Treatment of Beth Heke and her daughter, Grace, is built around two stories, the one fictional, the other true. Grace tells her younger sisters about a sprite who lives at the bottom of a huge lake where she must prevent flooding in order to protect the people. Ultimately Grace (poignantly performed by Mamaengaroa Kerr-Bell) is unable to protect herself from assault. There is a painful irony in the words of a song sung by a religious group: “This is the day the Lord has made grace walk through the streets.” Shortly afterwards, we see Grace in an alleyway: the long shot accompanied by the sound of rain and thunder emphasises her isolation and helplessness.
In the second story, Beth describes her own history: she abandoned her family and a lake district to marry a man disliked by her parents, and she has vowed never to return. Beth, the beautiful bride of her tribe, finds herself battling the machismo values of her husband, who is angrily aware that he “comes from a long line of slaves”.
She attempts not only to establish her own independence but to protect her children from his self-enslavement to drink, the fist and himself. Unlike her daughter, she is a survivor. Recognising that she has choice, she rebels against her husband’s self-pity and is able to say: “Our people once were warriors. I can survive anything.” She takes the place of the absent subject in the title of the film.
The concern with warriorhood is extended into the treatment of Beth’s sons, Nig (Julian Arahanga) and Boogie (Taungaroa Emile). In the case of the former, it is made clear that the street gang he wants to join is fake. The members may wear warpaint and dress in leather but they are not true warriors. Boogie, who is remanded to the care of a social welfare organisation, learns to respect the official in command who teaches him that true warriorhood is based in ancestral lore and self-discipline: “Your mind will be your weapon.”
If we are constantly made aware of the infiltration of American values into Maori society and of a juke-box mentality which has corrupted the indigenous culture, we are also awed by the surprising power of the action and by the account of a life that often transforms melodramatic incident into tragic grandeur.
DONIZETTI: Don Pasquale
(RCA Victor Red Seal)
FEW more delightful opera sets have been released recently. For long Muti’s delectable set (EMI) had the field almost to itself, with perhaps only Ferro’s more subtle version (Erato) a serious challenger. Roberto Abbado has now assembled a strong cast — Renato Bruson (Don Pasquale), Eva Mei (Norina), Frank Lopardo (Ernesto) and Thomas Allen (Malatesta). All sing every note truly and act with conviction, so that the characters become flesh and blood. Mei, in particular, is a constant joy, a cheeky but smiling Rosina, with exemplary coloratura skills. Add to the proficient singers Abbado’s alert and finely poised conducting, making the most of the comical and serious sides of the score, and the product is a winner, by a narrow margin outclassing its rivals.

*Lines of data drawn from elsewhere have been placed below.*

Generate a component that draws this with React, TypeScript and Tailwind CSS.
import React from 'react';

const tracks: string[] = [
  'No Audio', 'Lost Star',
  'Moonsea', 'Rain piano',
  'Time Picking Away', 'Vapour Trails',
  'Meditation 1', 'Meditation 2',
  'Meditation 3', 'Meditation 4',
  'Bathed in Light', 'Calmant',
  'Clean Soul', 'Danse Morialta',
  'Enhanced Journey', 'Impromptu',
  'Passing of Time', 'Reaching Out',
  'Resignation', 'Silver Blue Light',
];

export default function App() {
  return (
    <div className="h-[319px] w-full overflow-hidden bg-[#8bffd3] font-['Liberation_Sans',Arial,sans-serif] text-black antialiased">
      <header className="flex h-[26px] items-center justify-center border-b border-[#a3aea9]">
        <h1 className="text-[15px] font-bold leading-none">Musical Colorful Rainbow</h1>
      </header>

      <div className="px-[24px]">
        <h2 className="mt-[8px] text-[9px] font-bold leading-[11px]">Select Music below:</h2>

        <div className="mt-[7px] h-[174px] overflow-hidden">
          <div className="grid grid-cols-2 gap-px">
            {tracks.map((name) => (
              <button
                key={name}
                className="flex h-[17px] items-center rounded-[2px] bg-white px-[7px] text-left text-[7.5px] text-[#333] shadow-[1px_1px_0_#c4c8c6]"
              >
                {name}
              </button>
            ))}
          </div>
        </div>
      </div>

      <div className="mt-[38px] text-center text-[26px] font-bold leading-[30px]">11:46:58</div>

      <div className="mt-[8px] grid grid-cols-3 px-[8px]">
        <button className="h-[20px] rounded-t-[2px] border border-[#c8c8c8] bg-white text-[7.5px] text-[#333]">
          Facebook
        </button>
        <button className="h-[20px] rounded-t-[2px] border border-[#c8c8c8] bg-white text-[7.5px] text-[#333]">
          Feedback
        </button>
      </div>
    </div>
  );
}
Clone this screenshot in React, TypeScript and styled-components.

JOSEF SUK: Piano Works (Meridian)
THIS is the first in a projected complete survey of Josef Suk’s piano literature, played by South African- born Niel Immelman, now attached to the Royal College of Music in London. The most ambitious work recorded here is the 10-piece cycle Things Lived and Dreamt. Immelman’s playing never quite catches the varied moods of these imaginative miniatures, and his passage work is often rather uneven. It is only in the Humoresque that his rather bland style of playing rescues the piece from being branded banal. Margaret Fingerhut (Chandos) is more inspired.
SHIELLS/RICHARDS: Flute Salad (Claremont GSE)
LESLIE SHIELLS (flute) and Jill Richards (piano) present a scrumptious selection of flute delights — from Schumann’s Three Romances to a Donizetti flute sonata and miniatures by composers such as Chaminade, Doppler, Ravel, Saint-Saens and Taffanel. Shiells’ playing is always technically remarkable and eminently stylish, and he often makes more of lesser works than they deserve. Richards accompanies dutifully, if rather
FRANCI: African Oratorio (TPO)
THIS deeply moving work is the composer’s inspired response to Africa. Traditional choral material by P Mohapeloa and Mzilikazi Khumalo is retained untouched in a capella sections. In other sections, notably the poignant lullaby Hei, t’hola, t’hola, the marriage of the contemporary and African traditional is a happy one. A narrator (Christian Dhlamini) unites the sections. The Bonisudumo Adult and kwaThema Youth Choirs sing with feeling, while international opera star Martina Arroyo brings poise and great tenderness to the lullaby. Paul Bagshaw (flute) excels in the jazzy Inglovo. The Transvaal Philharmonic Orchestra shines for conductor Franci. The filler is Franci’s Argonauta Argo: Viaggio in una conchiglia, an electronic piece portraying a fantasy journey inside the spirals of a shell from the tropical seas. A fascinating disc.